» **What the exercise asks**: Take each line containing the word "this" and copy it.

» **Data provided**:
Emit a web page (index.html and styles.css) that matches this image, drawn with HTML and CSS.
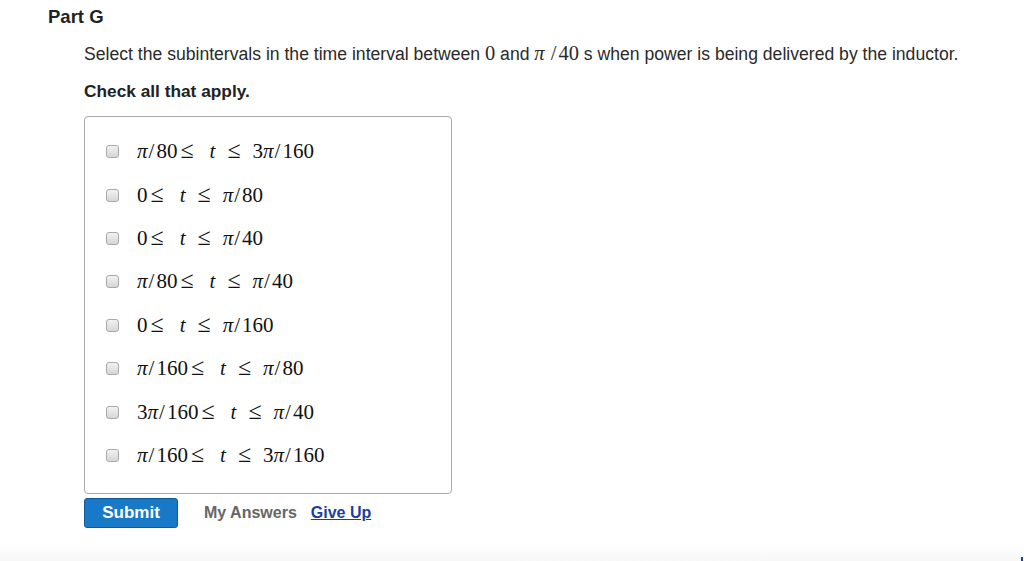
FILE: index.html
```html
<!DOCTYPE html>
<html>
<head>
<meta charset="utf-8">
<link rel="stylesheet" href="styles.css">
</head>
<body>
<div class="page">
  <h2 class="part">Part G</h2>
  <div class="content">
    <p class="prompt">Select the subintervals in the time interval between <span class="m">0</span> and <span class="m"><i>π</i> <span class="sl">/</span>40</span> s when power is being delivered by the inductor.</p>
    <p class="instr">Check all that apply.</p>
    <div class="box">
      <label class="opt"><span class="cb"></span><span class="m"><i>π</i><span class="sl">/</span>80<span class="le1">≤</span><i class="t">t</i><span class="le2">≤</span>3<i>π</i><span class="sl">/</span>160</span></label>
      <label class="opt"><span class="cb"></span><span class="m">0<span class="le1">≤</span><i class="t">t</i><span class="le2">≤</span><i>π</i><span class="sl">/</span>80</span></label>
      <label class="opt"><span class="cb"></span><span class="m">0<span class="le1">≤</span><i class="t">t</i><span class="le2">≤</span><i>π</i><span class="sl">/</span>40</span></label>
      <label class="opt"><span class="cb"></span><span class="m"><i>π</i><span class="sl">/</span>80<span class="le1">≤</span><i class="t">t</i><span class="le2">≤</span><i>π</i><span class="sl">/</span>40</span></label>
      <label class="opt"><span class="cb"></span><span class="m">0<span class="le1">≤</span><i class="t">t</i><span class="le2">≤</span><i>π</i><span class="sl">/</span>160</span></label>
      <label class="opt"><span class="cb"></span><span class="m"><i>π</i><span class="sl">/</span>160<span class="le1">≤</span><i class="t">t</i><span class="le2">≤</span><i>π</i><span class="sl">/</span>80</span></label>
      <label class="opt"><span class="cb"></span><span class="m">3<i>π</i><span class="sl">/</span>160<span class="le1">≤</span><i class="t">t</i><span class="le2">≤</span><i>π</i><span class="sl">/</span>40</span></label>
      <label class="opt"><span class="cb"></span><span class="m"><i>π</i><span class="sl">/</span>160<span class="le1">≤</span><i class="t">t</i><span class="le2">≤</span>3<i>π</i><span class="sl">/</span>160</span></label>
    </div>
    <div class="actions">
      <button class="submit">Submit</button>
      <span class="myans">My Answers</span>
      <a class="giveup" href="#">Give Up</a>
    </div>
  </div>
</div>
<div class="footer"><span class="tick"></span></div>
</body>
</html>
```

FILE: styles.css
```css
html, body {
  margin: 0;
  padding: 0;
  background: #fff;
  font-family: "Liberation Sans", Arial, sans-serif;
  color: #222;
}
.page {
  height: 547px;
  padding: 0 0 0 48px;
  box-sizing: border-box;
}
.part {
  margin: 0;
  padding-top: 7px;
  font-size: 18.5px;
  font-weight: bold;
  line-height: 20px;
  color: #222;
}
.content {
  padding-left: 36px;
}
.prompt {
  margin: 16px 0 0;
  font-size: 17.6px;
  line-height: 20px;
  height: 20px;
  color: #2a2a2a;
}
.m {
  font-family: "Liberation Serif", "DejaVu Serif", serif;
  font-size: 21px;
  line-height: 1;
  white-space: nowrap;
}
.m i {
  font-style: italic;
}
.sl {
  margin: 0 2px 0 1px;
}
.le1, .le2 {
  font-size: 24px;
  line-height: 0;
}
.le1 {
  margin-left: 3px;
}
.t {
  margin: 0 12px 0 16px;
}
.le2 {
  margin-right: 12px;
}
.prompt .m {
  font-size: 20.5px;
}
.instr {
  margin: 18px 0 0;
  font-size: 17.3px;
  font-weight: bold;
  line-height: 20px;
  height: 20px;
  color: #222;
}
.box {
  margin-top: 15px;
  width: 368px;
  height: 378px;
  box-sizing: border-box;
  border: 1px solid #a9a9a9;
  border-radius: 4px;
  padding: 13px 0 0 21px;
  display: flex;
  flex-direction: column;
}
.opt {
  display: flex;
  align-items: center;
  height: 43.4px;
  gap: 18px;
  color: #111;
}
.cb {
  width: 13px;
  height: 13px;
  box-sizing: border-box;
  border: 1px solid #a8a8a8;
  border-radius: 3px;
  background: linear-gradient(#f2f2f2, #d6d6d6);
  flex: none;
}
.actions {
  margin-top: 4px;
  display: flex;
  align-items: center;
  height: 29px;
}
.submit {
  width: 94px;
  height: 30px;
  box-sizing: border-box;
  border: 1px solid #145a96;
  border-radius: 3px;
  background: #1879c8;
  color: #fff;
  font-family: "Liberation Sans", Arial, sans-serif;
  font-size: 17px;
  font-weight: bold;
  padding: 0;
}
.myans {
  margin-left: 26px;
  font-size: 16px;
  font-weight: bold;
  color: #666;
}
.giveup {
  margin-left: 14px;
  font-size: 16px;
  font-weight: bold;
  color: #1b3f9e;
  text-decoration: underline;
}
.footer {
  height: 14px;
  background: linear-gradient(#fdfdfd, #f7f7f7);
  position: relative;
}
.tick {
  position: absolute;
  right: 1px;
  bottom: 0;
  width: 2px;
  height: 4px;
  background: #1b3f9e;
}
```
* * *
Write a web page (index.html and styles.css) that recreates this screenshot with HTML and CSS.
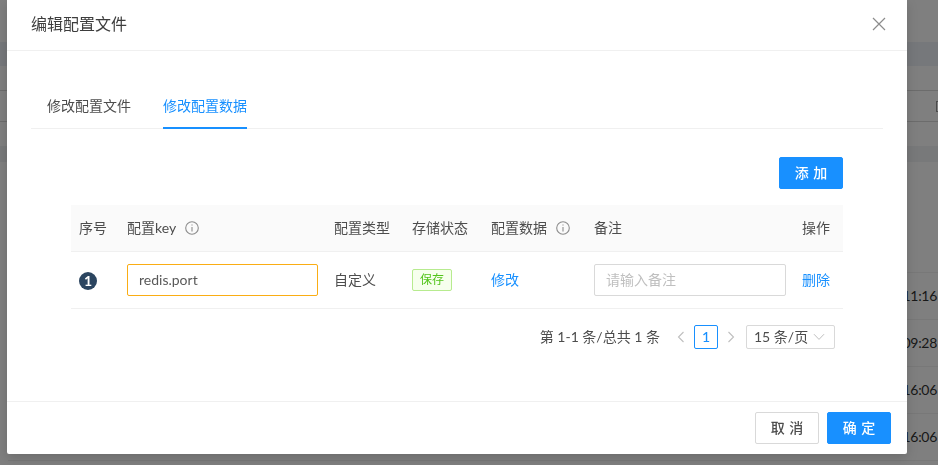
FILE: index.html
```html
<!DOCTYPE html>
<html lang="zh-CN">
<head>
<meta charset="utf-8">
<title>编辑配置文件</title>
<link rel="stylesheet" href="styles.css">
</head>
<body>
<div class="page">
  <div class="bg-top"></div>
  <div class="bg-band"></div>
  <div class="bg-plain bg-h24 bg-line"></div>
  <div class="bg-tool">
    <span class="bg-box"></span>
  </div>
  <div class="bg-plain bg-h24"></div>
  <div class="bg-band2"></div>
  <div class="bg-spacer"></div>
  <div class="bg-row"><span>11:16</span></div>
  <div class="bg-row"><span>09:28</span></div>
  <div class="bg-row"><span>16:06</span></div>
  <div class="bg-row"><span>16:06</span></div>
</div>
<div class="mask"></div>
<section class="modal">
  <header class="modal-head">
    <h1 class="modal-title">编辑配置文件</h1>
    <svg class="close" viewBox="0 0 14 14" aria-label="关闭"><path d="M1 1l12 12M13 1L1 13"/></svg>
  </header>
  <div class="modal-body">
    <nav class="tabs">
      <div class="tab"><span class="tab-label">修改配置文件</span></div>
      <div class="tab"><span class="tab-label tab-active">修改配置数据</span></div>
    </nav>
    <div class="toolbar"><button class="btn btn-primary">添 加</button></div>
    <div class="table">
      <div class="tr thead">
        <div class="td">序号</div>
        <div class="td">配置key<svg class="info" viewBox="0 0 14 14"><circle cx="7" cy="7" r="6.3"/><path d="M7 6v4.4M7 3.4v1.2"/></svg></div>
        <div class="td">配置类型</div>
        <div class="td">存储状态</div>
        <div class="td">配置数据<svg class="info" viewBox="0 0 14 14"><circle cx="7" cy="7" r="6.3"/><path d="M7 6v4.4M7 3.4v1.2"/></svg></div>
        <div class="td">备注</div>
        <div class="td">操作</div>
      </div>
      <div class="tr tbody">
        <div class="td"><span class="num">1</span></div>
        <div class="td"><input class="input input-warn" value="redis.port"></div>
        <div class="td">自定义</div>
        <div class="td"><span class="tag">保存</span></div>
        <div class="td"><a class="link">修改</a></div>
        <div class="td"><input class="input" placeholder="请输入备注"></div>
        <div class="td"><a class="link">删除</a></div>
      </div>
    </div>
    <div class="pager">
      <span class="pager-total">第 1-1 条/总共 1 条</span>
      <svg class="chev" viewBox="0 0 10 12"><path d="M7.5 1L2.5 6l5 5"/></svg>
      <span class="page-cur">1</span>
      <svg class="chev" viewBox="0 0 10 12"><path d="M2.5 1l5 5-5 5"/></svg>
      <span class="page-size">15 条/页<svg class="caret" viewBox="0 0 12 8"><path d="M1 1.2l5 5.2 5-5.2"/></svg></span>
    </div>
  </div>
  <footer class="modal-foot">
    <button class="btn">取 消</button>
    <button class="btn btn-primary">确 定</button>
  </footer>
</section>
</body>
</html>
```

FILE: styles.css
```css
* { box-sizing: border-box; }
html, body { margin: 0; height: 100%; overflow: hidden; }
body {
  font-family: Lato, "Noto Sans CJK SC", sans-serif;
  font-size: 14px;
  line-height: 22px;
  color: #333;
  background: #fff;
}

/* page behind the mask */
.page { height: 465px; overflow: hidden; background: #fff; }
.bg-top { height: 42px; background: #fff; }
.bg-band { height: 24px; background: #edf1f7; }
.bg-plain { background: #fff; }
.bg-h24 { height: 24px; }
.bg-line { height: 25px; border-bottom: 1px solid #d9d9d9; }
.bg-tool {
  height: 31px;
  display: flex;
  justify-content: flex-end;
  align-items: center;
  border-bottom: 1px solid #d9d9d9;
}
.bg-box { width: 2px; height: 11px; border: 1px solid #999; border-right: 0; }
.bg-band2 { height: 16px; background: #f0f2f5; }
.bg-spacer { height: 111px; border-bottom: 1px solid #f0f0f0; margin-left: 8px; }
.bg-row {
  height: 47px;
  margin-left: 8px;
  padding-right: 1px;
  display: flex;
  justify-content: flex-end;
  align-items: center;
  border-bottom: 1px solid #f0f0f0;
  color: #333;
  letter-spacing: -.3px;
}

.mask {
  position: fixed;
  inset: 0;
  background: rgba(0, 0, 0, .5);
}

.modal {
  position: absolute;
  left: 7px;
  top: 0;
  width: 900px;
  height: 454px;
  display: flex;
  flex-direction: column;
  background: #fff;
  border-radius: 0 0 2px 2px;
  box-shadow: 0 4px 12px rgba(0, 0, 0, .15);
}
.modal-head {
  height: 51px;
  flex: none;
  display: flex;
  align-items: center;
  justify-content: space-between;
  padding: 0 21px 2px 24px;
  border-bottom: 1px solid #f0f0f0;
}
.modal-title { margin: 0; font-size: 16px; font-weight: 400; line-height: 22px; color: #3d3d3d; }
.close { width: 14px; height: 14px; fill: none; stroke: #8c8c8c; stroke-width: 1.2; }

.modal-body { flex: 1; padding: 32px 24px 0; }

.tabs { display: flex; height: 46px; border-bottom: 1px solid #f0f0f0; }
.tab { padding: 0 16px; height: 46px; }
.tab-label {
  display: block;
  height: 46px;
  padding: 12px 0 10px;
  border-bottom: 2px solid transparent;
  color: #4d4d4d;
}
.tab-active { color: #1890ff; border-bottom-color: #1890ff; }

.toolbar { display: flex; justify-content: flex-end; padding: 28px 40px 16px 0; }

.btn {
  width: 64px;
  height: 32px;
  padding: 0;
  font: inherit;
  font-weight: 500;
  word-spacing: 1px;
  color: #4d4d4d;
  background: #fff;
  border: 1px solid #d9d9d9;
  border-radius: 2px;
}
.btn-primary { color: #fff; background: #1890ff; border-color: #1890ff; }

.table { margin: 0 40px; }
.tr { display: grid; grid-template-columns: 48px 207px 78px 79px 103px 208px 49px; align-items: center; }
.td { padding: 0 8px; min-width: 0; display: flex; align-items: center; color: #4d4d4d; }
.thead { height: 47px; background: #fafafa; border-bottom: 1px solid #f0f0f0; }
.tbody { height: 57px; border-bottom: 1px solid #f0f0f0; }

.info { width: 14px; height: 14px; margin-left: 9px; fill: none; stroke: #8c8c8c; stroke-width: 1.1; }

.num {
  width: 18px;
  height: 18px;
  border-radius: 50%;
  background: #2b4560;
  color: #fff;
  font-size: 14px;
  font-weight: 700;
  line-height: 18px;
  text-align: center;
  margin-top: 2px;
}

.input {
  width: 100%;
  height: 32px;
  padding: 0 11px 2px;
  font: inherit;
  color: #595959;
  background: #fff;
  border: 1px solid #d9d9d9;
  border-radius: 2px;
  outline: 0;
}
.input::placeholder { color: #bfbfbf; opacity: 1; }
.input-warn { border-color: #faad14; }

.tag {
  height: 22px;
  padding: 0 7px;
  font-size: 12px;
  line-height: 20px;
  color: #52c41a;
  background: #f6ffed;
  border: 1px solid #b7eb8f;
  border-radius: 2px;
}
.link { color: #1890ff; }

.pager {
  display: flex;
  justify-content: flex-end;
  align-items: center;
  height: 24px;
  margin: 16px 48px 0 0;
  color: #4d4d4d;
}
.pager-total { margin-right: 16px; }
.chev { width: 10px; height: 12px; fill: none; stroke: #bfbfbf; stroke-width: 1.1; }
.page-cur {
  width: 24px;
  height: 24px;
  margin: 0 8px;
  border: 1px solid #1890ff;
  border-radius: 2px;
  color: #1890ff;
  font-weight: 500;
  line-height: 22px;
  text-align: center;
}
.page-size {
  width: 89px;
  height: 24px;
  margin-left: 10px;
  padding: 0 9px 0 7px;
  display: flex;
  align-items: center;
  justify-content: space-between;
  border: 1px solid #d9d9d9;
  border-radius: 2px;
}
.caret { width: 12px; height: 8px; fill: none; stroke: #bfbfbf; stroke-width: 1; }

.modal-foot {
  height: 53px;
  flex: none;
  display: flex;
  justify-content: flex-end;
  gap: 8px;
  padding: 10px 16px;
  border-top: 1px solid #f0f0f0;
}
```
---
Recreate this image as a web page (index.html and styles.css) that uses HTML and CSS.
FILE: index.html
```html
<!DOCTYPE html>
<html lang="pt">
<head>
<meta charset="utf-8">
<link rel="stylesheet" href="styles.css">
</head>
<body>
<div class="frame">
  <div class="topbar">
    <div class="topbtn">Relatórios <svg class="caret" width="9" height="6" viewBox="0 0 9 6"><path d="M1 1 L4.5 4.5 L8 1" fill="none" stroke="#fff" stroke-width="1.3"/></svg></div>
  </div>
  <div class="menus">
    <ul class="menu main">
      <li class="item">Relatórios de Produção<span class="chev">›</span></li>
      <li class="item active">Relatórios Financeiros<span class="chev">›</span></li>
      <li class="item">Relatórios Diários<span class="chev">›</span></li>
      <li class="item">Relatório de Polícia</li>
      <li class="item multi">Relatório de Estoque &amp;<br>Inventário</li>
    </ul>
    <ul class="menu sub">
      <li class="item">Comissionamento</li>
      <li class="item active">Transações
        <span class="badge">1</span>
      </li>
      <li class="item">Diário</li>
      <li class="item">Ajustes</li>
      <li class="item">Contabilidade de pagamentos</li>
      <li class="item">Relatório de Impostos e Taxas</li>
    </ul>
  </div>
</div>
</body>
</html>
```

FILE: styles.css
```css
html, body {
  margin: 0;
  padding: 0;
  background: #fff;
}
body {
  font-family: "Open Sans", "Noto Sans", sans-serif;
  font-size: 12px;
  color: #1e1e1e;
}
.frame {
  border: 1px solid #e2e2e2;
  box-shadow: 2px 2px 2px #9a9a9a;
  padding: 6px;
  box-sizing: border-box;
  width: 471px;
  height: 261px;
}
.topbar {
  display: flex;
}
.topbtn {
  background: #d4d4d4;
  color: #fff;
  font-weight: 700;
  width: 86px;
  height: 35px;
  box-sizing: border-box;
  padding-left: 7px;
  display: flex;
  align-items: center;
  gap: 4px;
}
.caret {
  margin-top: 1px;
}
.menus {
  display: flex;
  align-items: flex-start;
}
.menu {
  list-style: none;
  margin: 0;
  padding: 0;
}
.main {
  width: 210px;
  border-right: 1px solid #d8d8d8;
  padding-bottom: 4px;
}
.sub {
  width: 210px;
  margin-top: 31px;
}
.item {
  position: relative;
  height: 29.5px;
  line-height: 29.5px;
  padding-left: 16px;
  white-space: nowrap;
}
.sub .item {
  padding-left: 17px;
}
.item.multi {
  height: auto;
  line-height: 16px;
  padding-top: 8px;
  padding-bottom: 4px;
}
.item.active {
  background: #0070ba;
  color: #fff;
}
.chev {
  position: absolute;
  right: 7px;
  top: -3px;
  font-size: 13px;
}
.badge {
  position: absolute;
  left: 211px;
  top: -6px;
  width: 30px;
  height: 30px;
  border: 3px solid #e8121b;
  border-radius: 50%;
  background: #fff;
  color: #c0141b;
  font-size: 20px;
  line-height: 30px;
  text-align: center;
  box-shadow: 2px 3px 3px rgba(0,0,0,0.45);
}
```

» **Correct output**:
Emit a web page (index.html and styles.css) that matches this image, drawn with HTML and CSS.
Write a web page (index.html and styles.css) that recreates this screenshot with HTML and CSS.
Recreate this image as a web page (index.html and styles.css) that uses HTML and CSS.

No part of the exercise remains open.